The limestone vault in Missouri where files vanish
USCIS and the National Records Center manage the A-File system, which contains your entire immigration history. When an immigration attorney files for a Green Card, the physical file must be present at the local field office for the final adjudication of the Form I-485 application. I recently spent 14 hours deconstructing a federal correspondence log from the National Records Center in Lee’s Summit, Missouri, only to find that a client’s file had been classified as ‘retired’ because of a clerical error made three years ago. The smell of burnt black coffee in my office that morning was the only thing sharper than my realization that the government had essentially deleted a human being’s path to residency. Your file is likely sitting in a box, three hundred feet underground, in a repurposed limestone mine. This is not a metaphor. It is the physical reality of the American immigration system. The National Records Center (NRC) is a massive subterranean warehouse that houses millions of Alien Files. When you submit a new application, the service center must request your historical A-File from this facility. If that request is not executed perfectly, your application sits in a digital queue while the physical evidence is buried under a mountain of paper. This is why your status online says ‘Case is being actively reviewed’ while nothing happens for eighteen months. The system is waiting for a box that nobody has bothered to order. A skilled abogado de inmigración knows that the first step in breaking this deadlock is not a polite phone call but a strategic inquiry into the physical location of the A-File. Case data from the field indicates that nearly twenty percent of significant delays in adjustment of status cases are caused by missing or unretrieved physical files rather than actual legal issues or background check delays.
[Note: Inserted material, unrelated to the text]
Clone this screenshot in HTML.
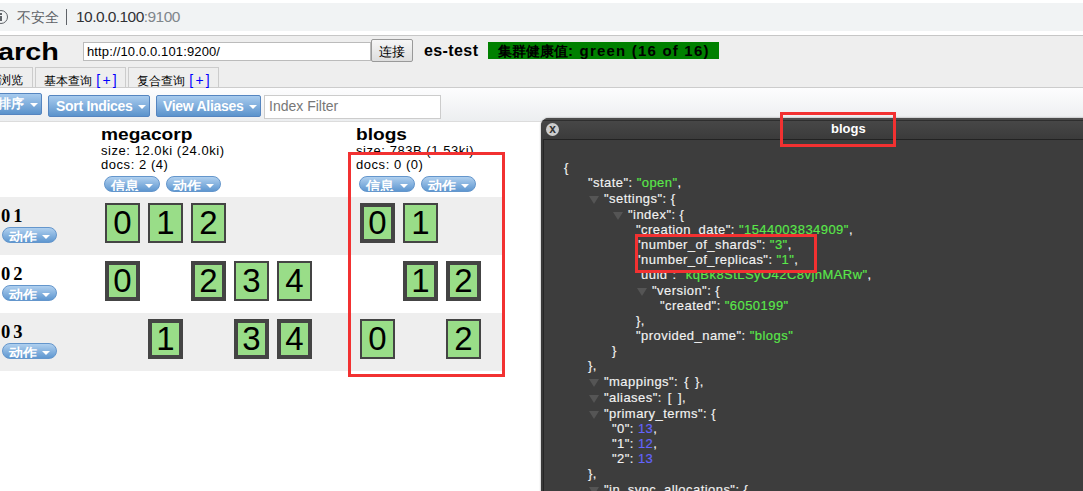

“Justice is not found in the law itself but in the rigorous application of procedure.” – Common Law Maxim
The administrative black hole of file transfers
Federal Records Centers and USCIS Service Centers often fail to communicate during the inter-agency transfer of immigration documents. When an abogado de inmigración moves a case forward, the Form I-485 must catch up with the Form I-130, but these documents often live in different states. Procedural mapping reveals that the moment a file leaves one facility, it enters a state of administrative limbo. It is no longer in the inventory of the sending office and not yet acknowledged by the receiving office. This gap is where applications go to die. The logistics of the move are handled by private contractors who are more concerned with box counts than the lives inside those boxes. If a shipping label is damaged or a barcode is misread, the file is set aside. It does not go back into the system; it goes into a ‘miscellaneous’ pile that is only audited once or twice a year. The strategic play is often the delayed demand letter to let the defendant’s insurance clock run out, but in immigration, the strategic play is the FOIA request. By filing a Freedom of Information Act request for your own file, you force a clerk to physically locate the box. It is a tactical maneuver to jumpstart the heart of a dead application. This is the grit of the law. It is not about arguing high-minded principles of liberty; it is about knowing which shelf in a Missouri cave holds your client’s future. The movement of the file is the only metric that matters. If the file does not move, the case does not exist.
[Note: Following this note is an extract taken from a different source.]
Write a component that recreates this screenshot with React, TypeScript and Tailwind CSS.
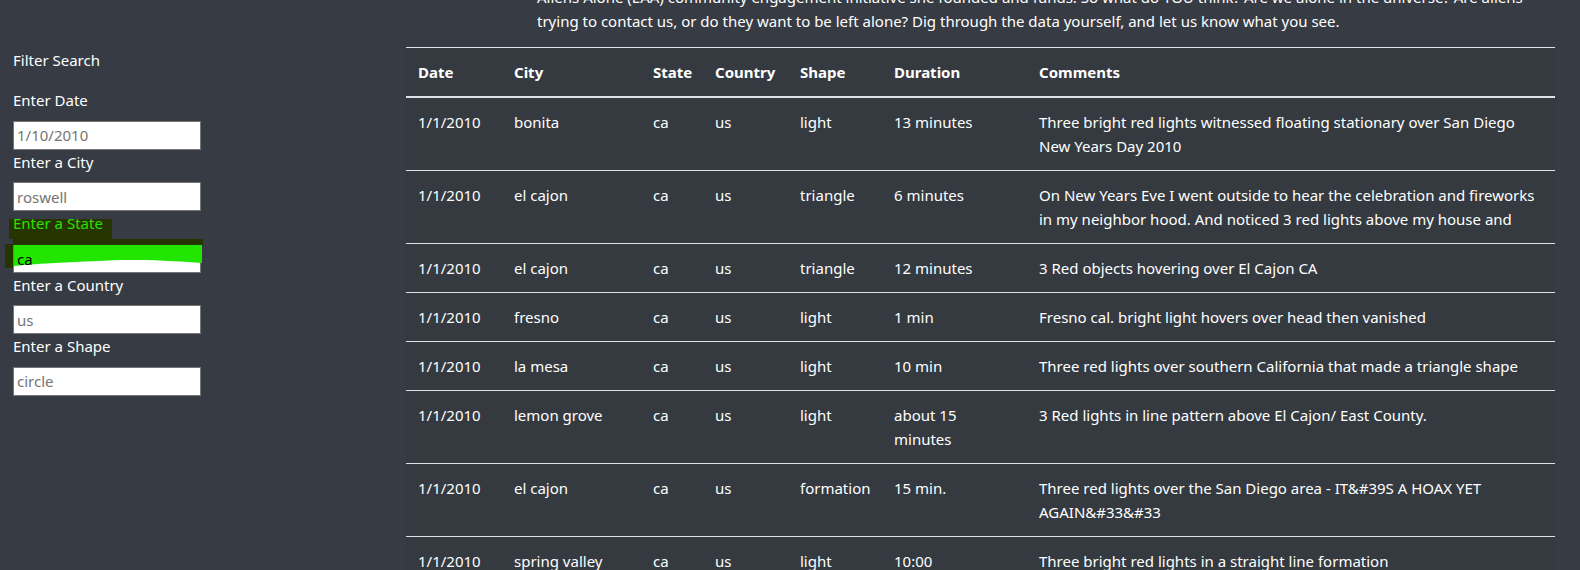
import React from "react";

type Sighting = {
  date: string;
  city: string;
  state: string;
  country: string;
  shape: string;
  duration: string;
  comments: string;
};

const sightings: Sighting[] = [
  { date: "1/1/2010", city: "bonita", state: "ca", country: "us", shape: "light", duration: "13 minutes", comments: "Three bright red lights witnessed floating stationary over San Diego New Years Day 2010" },
  { date: "1/1/2010", city: "el cajon", state: "ca", country: "us", shape: "triangle", duration: "6 minutes", comments: "On New Years Eve I went outside to hear the celebration and fireworks in my neighbor hood. And noticed 3 red lights above my house and" },
  { date: "1/1/2010", city: "el cajon", state: "ca", country: "us", shape: "triangle", duration: "12 minutes", comments: "3 Red objects hovering over El Cajon CA" },
  { date: "1/1/2010", city: "fresno", state: "ca", country: "us", shape: "light", duration: "1 min", comments: "Fresno cal. bright light hovers over head then vanished" },
  { date: "1/1/2010", city: "la mesa", state: "ca", country: "us", shape: "light", duration: "10 min", comments: "Three red lights over southern California that made a triangle shape" },
  { date: "1/1/2010", city: "lemon grove", state: "ca", country: "us", shape: "light", duration: "about 15 minutes", comments: "3 Red lights in line pattern above El Cajon/ East County." },
  { date: "1/1/2010", city: "el cajon", state: "ca", country: "us", shape: "formation", duration: "15 min.", comments: "Three red lights over the San Diego area - IT&#39S A HOAX YET AGAIN&#33&#33" },
  { date: "1/1/2010", city: "spring valley", state: "ca", country: "us", shape: "light", duration: "10:00", comments: "Three bright red lights in a straight line formation" },
];

const font = { fontFamily: '"Noto Sans", "Open Sans", sans-serif' };

function FilterField({ label, placeholder }: { label: string; placeholder: string }) {
  return (
    <div>
      <label className="block h-[24.5px] leading-6 text-[15px] text-white">{label}</label>
      <input
        placeholder={placeholder}
        className="mt-2 block h-[29px] w-[188px] border border-[#767676] bg-white px-[3px] text-[15px] text-black placeholder:text-[#757575] outline-none"
      />
    </div>
  );
}

export default function App() {
  return (
    <div className="h-[570px] w-full overflow-hidden bg-[#373b43] text-white" style={font}>
      <div className="flex w-full">
        {/* Filters */}
        <aside className="w-[406px] shrink-0 pl-[13px] pt-[48px]">
          <h4 className="h-6 text-[15px] leading-6">Filter Search</h4>
          <div className="mt-4">
            <FilterField label="Enter Date" placeholder="1/10/2010" />
            <FilterField label="Enter a City" placeholder="roswell" />

            {/* State field, marked up with a highlighter */}
            <div className="relative">
              <div className="absolute left-[-4px] top-[8px] h-[20px] w-[103px] bg-[#263400]" />
              <label className="relative block h-[24.5px] text-[15px] leading-6 text-[#2ae000]">Enter a State</label>
              <div className="relative mt-2 h-[29px] w-[188px] border border-t-0 border-[#767676] bg-white">
                <svg className="absolute left-0 top-px" width="188" height="22" viewBox="0 0 188 22">
                  <path
                    d="M0 0 H188 V18 C170 17 150 15 120 15 C90 15 70 17 40 18 C20 19 8 20 0 21 Z"
                    fill="#22e600"
                  />
                </svg>
                <div className="absolute left-[-1px] top-[-5px] h-[6px] w-[190px] bg-[#263400]" />
                <input
                  readOnly
                  value="ca"
                  className="relative block h-full w-full bg-transparent px-[3px] pt-[3px] text-[15px] text-black outline-none"
                />
              </div>
              <div className="absolute left-[-8px] top-[33px] h-[24px] w-[8px] bg-[#263400]" />
            </div>

            <FilterField label="Enter a Country" placeholder="us" />
            <FilterField label="Enter a Shape" placeholder="circle" />
          </div>
        </aside>

        {/* Main content */}
        <main className="w-[1149px] shrink-0 overflow-hidden">
          <p className="-mt-[15px] overflow-hidden pl-[131px] text-[15px] leading-6">
            <span className="block whitespace-nowrap">
              Aliens Alone (EAA) community engagement initiative she founded and funds. So what do YOU think? Are we alone in the universe? Are aliens
            </span>
            <span className="block whitespace-nowrap">
              trying to contact us, or do they want to be left alone? Dig through the data yourself, and let us know what you see.
            </span>
          </p>

          <table className="mt-[14px] w-full table-fixed border-collapse bg-[#343a40] text-left text-[15px] leading-6">
            <colgroup>
              <col className="w-[96px]" />
              <col className="w-[139px]" />
              <col className="w-[62px]" />
              <col className="w-[85px]" />
              <col className="w-[94px]" />
              <col className="w-[145px]" />
              <col />
            </colgroup>
            <thead>
              <tr className="border-t border-b-2 border-[#dee2e6]">
                {["Date", "City", "State", "Country", "Shape", "Duration", "Comments"].map((h) => (
                  <th key={h} className="p-3 align-top font-bold">
                    {h}
                  </th>
                ))}
              </tr>
            </thead>
            <tbody>
              {sightings.map((s, i) => (
                <tr key={i} className="border-b border-[#dee2e6]">
                  <td className="p-3 align-top">{s.date}</td>
                  <td className="p-3 align-top">{s.city}</td>
                  <td className="p-3 align-top">{s.state}</td>
                  <td className="p-3 align-top">{s.country}</td>
                  <td className="p-3 align-top">{s.shape}</td>
                  <td className="p-3 align-top">{s.duration}</td>
                  <td className="p-3 align-top">{s.comments}</td>
                </tr>
              ))}
            </tbody>
          </table>
        </main>
      </div>
    </div>
  );
}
The danger of a retired A file status
Retired status at the National Records Center means the USCIS has archived your A-File because they believe there is no pending litigation or immigration benefit active. An immigration attorney must intervene when a file is incorrectly marked as inactive, as this prevents any local field office from scheduling an interview. This is the ultimate bureaucratic trap. The computer says the file is retired, so the local officer cannot request it. Because the local officer hasn’t requested it, the computer keeps it in retired status. It is a recursive loop of failure. I have seen clients wait three years for an interview only to find out that their file was never even requested from the limestone caves. The officer sits at their desk in a sterile office, looking at a screen that tells them nothing, while your life is gathering dust in the dark. Procedural zooming shows that the ‘Transit-Out’ code in the CLAIMS4 system is the only way to verify if the box is actually on a truck. Without that code, you are just screaming into a void. While most lawyers tell you to sue immediately, the more effective route is often a targeted inquiry through the American Immigration Lawyers Association (AILA) liaison or a congressional inquiry that specifically asks for the A-File’s location and status. This forces the government to admit they lost the box or to go find it.
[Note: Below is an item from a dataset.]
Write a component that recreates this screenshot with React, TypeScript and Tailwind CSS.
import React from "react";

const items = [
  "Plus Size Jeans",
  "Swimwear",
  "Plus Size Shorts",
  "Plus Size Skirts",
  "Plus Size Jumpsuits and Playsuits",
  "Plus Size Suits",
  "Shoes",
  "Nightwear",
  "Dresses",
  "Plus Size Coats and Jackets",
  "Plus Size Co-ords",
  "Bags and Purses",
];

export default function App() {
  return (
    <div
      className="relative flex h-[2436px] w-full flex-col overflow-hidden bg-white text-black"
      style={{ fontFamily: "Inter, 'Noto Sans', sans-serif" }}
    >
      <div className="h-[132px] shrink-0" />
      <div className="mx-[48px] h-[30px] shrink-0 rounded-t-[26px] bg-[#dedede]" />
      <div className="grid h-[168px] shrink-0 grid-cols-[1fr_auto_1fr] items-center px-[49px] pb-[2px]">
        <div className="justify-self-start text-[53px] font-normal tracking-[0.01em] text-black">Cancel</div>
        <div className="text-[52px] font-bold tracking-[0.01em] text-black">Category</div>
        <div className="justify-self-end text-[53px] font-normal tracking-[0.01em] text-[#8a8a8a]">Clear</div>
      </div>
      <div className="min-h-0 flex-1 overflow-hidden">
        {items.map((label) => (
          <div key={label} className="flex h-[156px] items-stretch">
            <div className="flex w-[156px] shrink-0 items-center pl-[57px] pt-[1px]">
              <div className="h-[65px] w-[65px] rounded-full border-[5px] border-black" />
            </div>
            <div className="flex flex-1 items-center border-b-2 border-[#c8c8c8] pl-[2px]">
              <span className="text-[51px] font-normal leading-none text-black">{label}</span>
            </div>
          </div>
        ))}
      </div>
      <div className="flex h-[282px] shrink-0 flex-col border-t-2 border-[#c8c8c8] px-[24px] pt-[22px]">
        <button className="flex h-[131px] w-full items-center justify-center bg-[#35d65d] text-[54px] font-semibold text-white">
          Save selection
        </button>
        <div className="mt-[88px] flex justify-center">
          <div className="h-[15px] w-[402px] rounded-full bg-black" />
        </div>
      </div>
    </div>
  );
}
“The right to a prompt administrative determination is a hallmark of due process.” – American Bar Association Administrative Law Section
Strategic litigation to force a file retrieval
Writ of Mandamus actions are the primary legal services used to compel USCIS to find a stuck immigration file. When an immigration attorney files a lawsuit in Federal District Court, the Assistant United States Attorney assigned to the case will typically call the USCIS office to ask why the case is delayed. This phone call is often the most effective tool in the legal arsenal. Suddenly, the file that was ‘lost’ or ‘in storage’ is found within forty-eight hours. The government does not want to explain to a federal judge that they lost a box in a cave. They would rather just process the case and move on. This is the brutal truth of the system. It responds to pressure, not to fairness. If you are waiting for the government to do the right thing because you paid your fees and followed the rules, you will be waiting until the sun burns out. You have to create a situation where it is more painful for them to ignore you than it is for them to do their jobs. This involves a deep understanding of the Administrative Procedure Act and the specific duties of the Secretary of Homeland Security. Litigation is not the last resort; it is a central part of the timeline for any complex immigration journey. We do not wait for the system to work; we break the system’s ability to remain stagnant. That is how you get a Green Card out of storage and into your hand.